6.                Now that’s a little unsettling, if we have the ears to hear it. And it should be. For the sad truth is that more often than not, you and I don’t produce the good fruit our Lord expects. We don’t love God with all our heart and soul and strength, much less love our neighbor as ourselves. Despite our best efforts, there are those we have hurt and those we have failed to help. Our thoughts and desires are soiled with sin.

7.                That’s how preparing the way for the Lord’s coming begins, when you and I are laid low by the hammer God’s Law, so that we might be lifted up and comforted by the Gospel of God’s grace in Jesus. The way of the Lord is the way of repentance. It calls for change. A change of mind and heart, which only God can work within us by the power of his Spirit working through his Word.

8.                That’s what we need this Advent season: a change so that we can straighten up our hearts and lives, clean out our hearts so cluttered with sin, and clear out our lives, littered with shame and death, so that they might be filled with the life of Jesus Christ instead.

9.                Not that such a change comes easy. It means the death of the habits of the sinful heart. And such habits always die hard. It’s always much easier to love and serve ourselves than it is to love and serve God and our neighbor for Jesus’ sake. It always comes naturally to the sinful heart to lash out with anger when we’re hurt, to return evil for evil, to repay injury with injury. It is much easier to cut down other people than to love them and build them up. It’s easier for the sinful heart to curse and swear, to lie and deceive by God’s name, than to pray, praise, and give him thanks. That’s why the way of the Lord leads first to the cross before it leads to joy. That’s why the Christian life is a life of constant repentance. First, we confess our sins, then God “is faithful and just to forgive us our sins and to cleanse us from all unrighteousness” (1 Jn 1:9). First the cross and then the crown. Such is the road, we walk.

10.             And that road often takes some unexpected twists and turns. It might take us through some rugged territory, places we would rather not go. The road of faith may lead us out even into desert lands, where it seems we walk alone all by ourselves.

11.             But we aren’t alone even there. The very God who washed away our sins and gave us life will not abandon us in those desert times.
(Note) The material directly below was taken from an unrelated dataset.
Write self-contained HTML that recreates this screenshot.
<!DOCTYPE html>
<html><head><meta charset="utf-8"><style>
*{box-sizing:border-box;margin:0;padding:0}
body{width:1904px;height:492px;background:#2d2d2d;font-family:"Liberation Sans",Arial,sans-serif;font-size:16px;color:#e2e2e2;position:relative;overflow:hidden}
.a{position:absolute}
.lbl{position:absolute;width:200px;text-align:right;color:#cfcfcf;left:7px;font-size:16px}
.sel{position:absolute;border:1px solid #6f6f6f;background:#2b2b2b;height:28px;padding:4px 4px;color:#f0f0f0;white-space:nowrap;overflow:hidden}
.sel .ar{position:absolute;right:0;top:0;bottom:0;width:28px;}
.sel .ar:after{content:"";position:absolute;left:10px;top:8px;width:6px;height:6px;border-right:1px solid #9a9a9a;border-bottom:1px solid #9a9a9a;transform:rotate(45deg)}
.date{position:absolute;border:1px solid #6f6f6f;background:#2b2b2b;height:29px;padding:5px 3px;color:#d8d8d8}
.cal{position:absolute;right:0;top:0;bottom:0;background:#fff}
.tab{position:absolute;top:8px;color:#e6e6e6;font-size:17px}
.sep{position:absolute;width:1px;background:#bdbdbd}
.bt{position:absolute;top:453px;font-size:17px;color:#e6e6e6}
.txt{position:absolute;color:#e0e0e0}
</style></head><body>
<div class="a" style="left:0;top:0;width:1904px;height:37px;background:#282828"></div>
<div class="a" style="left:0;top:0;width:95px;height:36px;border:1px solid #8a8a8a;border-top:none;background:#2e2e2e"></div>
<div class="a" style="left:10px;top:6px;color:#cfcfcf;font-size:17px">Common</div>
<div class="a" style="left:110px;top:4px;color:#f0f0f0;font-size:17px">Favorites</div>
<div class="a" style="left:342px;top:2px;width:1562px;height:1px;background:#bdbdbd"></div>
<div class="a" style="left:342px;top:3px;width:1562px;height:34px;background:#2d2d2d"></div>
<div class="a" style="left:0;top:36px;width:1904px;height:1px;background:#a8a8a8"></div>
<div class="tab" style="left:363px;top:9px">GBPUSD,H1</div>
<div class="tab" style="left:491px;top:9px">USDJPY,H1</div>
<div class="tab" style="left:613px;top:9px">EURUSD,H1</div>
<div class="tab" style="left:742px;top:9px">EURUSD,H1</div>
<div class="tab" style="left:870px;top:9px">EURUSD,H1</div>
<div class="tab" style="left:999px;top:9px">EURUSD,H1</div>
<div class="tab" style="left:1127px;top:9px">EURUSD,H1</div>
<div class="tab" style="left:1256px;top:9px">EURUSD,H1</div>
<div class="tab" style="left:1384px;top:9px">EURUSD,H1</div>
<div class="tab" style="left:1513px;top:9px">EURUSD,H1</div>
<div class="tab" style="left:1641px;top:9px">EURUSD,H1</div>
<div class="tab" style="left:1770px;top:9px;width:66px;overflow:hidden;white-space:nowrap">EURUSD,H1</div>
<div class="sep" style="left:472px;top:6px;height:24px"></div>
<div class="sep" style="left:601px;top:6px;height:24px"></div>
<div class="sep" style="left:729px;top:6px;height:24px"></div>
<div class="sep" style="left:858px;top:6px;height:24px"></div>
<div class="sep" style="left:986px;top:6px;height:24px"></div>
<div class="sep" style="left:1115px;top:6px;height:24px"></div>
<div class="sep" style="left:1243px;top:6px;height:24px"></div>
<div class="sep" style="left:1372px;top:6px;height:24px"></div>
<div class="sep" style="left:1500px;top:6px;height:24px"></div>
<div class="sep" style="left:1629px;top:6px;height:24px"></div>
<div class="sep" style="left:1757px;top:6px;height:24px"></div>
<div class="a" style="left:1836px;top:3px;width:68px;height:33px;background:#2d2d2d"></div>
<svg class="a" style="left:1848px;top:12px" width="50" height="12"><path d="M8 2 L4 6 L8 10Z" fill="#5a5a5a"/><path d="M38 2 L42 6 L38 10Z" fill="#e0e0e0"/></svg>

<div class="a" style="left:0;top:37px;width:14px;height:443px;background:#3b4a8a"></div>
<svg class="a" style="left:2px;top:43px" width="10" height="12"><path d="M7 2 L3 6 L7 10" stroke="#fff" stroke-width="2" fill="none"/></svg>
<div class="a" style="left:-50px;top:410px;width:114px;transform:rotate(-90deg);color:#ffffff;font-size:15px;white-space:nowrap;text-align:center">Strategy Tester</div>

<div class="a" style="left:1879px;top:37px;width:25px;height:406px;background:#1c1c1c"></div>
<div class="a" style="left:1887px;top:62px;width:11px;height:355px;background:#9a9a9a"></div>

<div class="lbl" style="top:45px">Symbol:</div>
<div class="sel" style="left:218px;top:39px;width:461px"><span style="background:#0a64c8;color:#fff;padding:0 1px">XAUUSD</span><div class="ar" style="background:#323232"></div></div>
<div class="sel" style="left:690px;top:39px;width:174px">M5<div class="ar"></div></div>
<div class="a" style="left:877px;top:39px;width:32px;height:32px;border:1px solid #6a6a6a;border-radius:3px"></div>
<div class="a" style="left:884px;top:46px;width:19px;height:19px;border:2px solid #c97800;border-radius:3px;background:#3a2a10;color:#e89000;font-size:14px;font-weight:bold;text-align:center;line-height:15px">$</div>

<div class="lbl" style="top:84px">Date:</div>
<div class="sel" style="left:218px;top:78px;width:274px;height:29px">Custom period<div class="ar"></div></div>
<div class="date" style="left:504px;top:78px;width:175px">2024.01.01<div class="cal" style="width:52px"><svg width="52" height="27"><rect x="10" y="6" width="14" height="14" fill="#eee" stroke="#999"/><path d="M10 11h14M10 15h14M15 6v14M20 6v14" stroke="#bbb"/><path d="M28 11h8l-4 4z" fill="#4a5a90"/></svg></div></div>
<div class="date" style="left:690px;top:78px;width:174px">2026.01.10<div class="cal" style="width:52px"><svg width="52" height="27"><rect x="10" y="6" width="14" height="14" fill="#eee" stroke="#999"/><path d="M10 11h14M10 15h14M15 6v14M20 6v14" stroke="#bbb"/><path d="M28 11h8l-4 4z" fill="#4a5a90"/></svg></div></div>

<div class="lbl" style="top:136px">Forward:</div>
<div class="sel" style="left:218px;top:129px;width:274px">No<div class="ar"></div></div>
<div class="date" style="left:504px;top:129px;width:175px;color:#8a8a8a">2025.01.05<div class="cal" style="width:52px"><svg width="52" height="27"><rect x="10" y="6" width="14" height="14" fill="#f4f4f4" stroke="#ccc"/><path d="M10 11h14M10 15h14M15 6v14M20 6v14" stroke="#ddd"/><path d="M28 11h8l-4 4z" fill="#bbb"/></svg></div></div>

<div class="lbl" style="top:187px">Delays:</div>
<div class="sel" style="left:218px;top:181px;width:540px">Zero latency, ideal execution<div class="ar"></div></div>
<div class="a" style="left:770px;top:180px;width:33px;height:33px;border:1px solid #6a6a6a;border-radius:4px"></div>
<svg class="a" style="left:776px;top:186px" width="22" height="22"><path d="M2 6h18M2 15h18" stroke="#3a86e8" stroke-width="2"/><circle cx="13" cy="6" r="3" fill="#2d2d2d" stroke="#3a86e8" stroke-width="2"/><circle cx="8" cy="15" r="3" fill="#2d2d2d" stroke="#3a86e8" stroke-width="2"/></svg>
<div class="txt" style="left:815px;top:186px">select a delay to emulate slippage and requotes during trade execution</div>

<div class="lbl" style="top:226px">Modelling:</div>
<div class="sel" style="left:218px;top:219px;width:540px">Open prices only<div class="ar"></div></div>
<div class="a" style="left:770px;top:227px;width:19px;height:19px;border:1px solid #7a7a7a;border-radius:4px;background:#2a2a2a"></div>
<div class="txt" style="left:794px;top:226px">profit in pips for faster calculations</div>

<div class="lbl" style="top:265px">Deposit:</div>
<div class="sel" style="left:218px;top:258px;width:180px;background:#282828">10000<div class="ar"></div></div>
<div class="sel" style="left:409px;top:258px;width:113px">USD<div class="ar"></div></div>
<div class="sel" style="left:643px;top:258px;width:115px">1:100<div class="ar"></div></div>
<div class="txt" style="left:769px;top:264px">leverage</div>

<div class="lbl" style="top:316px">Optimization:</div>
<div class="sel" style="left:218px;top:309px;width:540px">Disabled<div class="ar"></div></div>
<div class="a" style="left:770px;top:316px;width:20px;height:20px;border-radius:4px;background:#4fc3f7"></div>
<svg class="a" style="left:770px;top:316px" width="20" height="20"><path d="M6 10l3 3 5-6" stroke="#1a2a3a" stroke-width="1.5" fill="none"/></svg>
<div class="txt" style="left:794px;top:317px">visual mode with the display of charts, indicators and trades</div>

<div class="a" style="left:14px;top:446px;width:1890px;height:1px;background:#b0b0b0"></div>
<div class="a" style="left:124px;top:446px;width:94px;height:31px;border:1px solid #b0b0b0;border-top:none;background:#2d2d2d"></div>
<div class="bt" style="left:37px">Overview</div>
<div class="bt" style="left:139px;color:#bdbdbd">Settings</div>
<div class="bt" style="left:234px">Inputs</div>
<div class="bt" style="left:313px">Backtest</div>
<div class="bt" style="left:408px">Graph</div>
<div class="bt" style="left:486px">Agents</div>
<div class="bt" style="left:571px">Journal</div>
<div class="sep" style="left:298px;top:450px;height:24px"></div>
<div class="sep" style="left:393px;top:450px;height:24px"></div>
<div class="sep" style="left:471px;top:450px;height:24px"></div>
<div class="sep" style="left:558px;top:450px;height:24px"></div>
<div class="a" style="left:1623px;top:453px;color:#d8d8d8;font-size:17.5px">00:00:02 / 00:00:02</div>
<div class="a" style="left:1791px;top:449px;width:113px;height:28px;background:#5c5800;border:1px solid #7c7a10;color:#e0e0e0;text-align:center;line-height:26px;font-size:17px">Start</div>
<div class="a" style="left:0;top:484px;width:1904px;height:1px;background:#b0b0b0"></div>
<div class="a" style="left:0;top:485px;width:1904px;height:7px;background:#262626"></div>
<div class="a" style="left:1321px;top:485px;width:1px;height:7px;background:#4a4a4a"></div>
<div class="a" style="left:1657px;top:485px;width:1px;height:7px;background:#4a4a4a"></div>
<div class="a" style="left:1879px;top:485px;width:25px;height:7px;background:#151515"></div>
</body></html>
He who gave up his life for us on his cross and shed his blood to wash our robes and make them white will never let us go. “My sheep know me,” says Jesus, “and I know them. And they follow me. And I will give them eternal life. And no man will ever snatch them out of my hand” (see Jn 10:1–15).

12.             The path you walk might seem rugged at times and very steep, the pathway long and hard, but it is the path of the Lord’s own coming. The voice of John, the Lord’s prophet, cries out to one and all: “Then cleansed be ev’ry life from sin; Make straight the way for God within, And let us all our hearts prepare For Christ to come and enter there” (LW 14:2).
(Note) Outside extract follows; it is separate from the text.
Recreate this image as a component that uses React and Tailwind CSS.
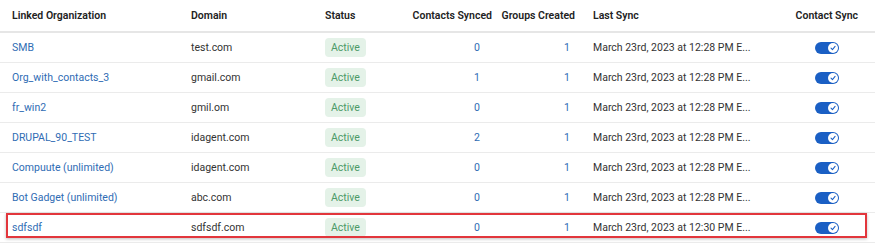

13.             So, let’s stir up our hearts this Advent season. It’s time for a change. Let’s lift up the valleys of our despair, bring down the mountain peaks of our pride, and straighten out our crooked ways. How is this done? What does this mean?

14.             What this means for you I can’t tell. It means different things for different people, depending on who they are and where they are in life. You can tell that from John’s instructions to those who heard his preaching. For tax collectors, the way of the Lord meant to be honest. For soldiers, it meant to be content and not take what didn’t belong to them. For everyone, it meant generosity and mercy, giving food and clothing to those who had none, for Jesus’ sake. But how is this done? That I can most certainly tell you: by the grace of God.

15.             The Son of God, who came down from heaven and was incarnate by the Holy Spirit of the Virgin Mary, will change your hearts and make them new. He who left the Father’s throne in humility to be cradled in a cattle trough and wrapped in swaddling clothes is closer in his Word to you than you might think.

16.             This Lord Jesus will sweep the cobwebs out of our hearts and make them fit for his coming. He will straighten up the crooked paths by which we have wandered far away from our Father’s house and bring us home again. He will tear down our pride and melt our hardened hearts to enfold us in his love. He will lift us up out of the pits of our despair and grief to comfort us with the presence of his Holy Spirit and restore to us the joy of his salvation.

17.             So, get ready. Get ready for Christmas, but above all else prepare your hearts for the coming of Christ. Let this Advent season be your comfort and joy as deep within takes root the reality that Christ has come in the flesh and will come again at the end of time. But he comes this very day in his Gospel and Sacrament to make you new, whole, and free. So, prepare the way for his coming. Let this be your constant Advent prayer: “Stir up our hearts, O Lord, to make ready the way of your only-begotten Son.” Amen. The peace of God that passes all understanding guard your hearts and minds in Christ Jesus until life everlasting. Amen.